Creeping Inexorably Toward A Worthwhile Sub-Heading.
Tuesday, March 02, 2004
Jumping the Gun
I'll be doing a full preview of the Pirates for the Know Your Enemy series on Friday, but I couldn't let this pass without comment.
It's the work of Brian O'Neill of the Pittsburgh Post-Gazette, also known as The Stats Geek. In my previous, though limited, exposure to his work, I'd found him to be a welcome change; his occasional use of logic easily separating him from other fishwrap scribes. But this time, he left his logic in his locker.
The piece attempts to explore if Craig Wilson deserves a full time job. In it, O'Neill provides four reasons for his argument, which would be excellent if the reasons weren't contradictory with the argument resolving to a resounding maybe.
One of his rationalizations revolves around the acquisition of Randall Simon as a platoon partner, and another around Wilson's ability in the field. He concludes that Simon was a silly acquisition when you could have kept Matt Stairs around, and that Wilson isn't so bad with the glove. I'm not sure why the Simon jabs get in here (he fails to fully relate it to Wilson's status), but they are certainly appropriate, and while O'Neill uses the unfortunate Range Factor statistic to tell us that Wilson is a passable outfielder, I've seen other metrics, like those at Baseball Prospectus, that back up the assertion as well.
So, we have one point that may not belong, and one point in Wilson's favor. The other two argue against using Wilson full time, but I think I can help with that. Let's look at point the first:
Why sign right fielder Raul Mondesi, a right-handed batter like Wilson, if he is only going to take Wilson's playing time away?

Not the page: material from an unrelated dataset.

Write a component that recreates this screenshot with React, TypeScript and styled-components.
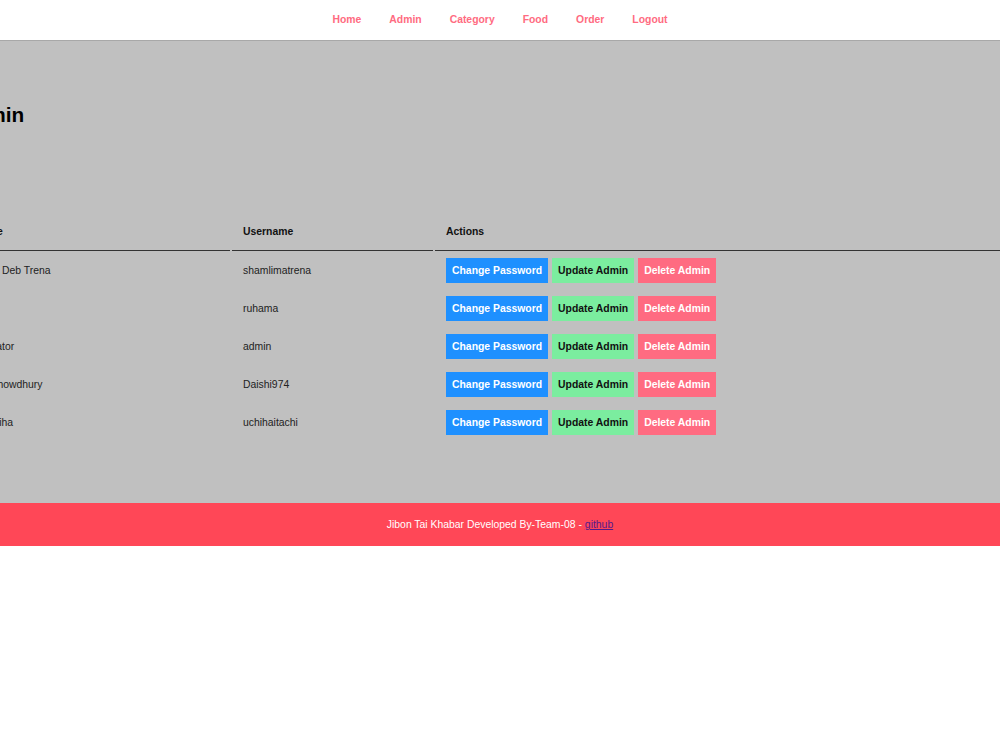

The short answer can be found on the Web site baseball-reference.com. Borrowing on a concept developed by baseball numbers guru Bill James, this site allows you to punch in a player's name and find the player he is most like in baseball history. The match for Mondesi is Reggie Sanders.
O'Neill is, of course, referring to Similarity Scores. I like Similarity Scores. Similarity Scores are fun. Other fun things are Jenga, Waterslides, and Whirlyball, but you won't see me confusing them with objective analysis.
In the last three years, Raul Mondesi's batting line has been .251/.330/.456, while Reggie Sanders' has been .265/.335/.521. If you want Reggie Sanders, I would suggest getting the real deal.
Point the second finally deals directly with the subject of the piece. Here's the quote:
Unfortunately, most pitchers are right-handed, a species against which Wilson has considerably less success. His numbers in 202 at-bats against right-handers were .238/.320/.416. It's great that Wilson hit left-handers harder than Gary Sheffield hits them, but against right-handers, Wilson does a passable impression of Kevin Young.
Which is why you need Mondesi, because he'll hit better against right-handers, yes?
Ooops. Those are three years of numbers against righties, which tell us more than 202 at bats do, and Wilson comes out on top. It's awfully close, though, so maybe Mondesi does more damage against lefties.
Or, maybe not. Granted, Mondesi performs well against port-siders, but what Wilson does to them is illegal in seven states. You can learn the name of one of those states by seeing where Shawn Estes pitches this year.
The idea that anyone else on the Pirates roster deserves time over Wilson is patently ridiculous. Maybe Mr. O'Neill was handed an assignment by his editor and told to make some sense, any sense, out of Wilson's likely lack of playing time. I hope that's the case because he deserves a shot, at least according to this stats geek.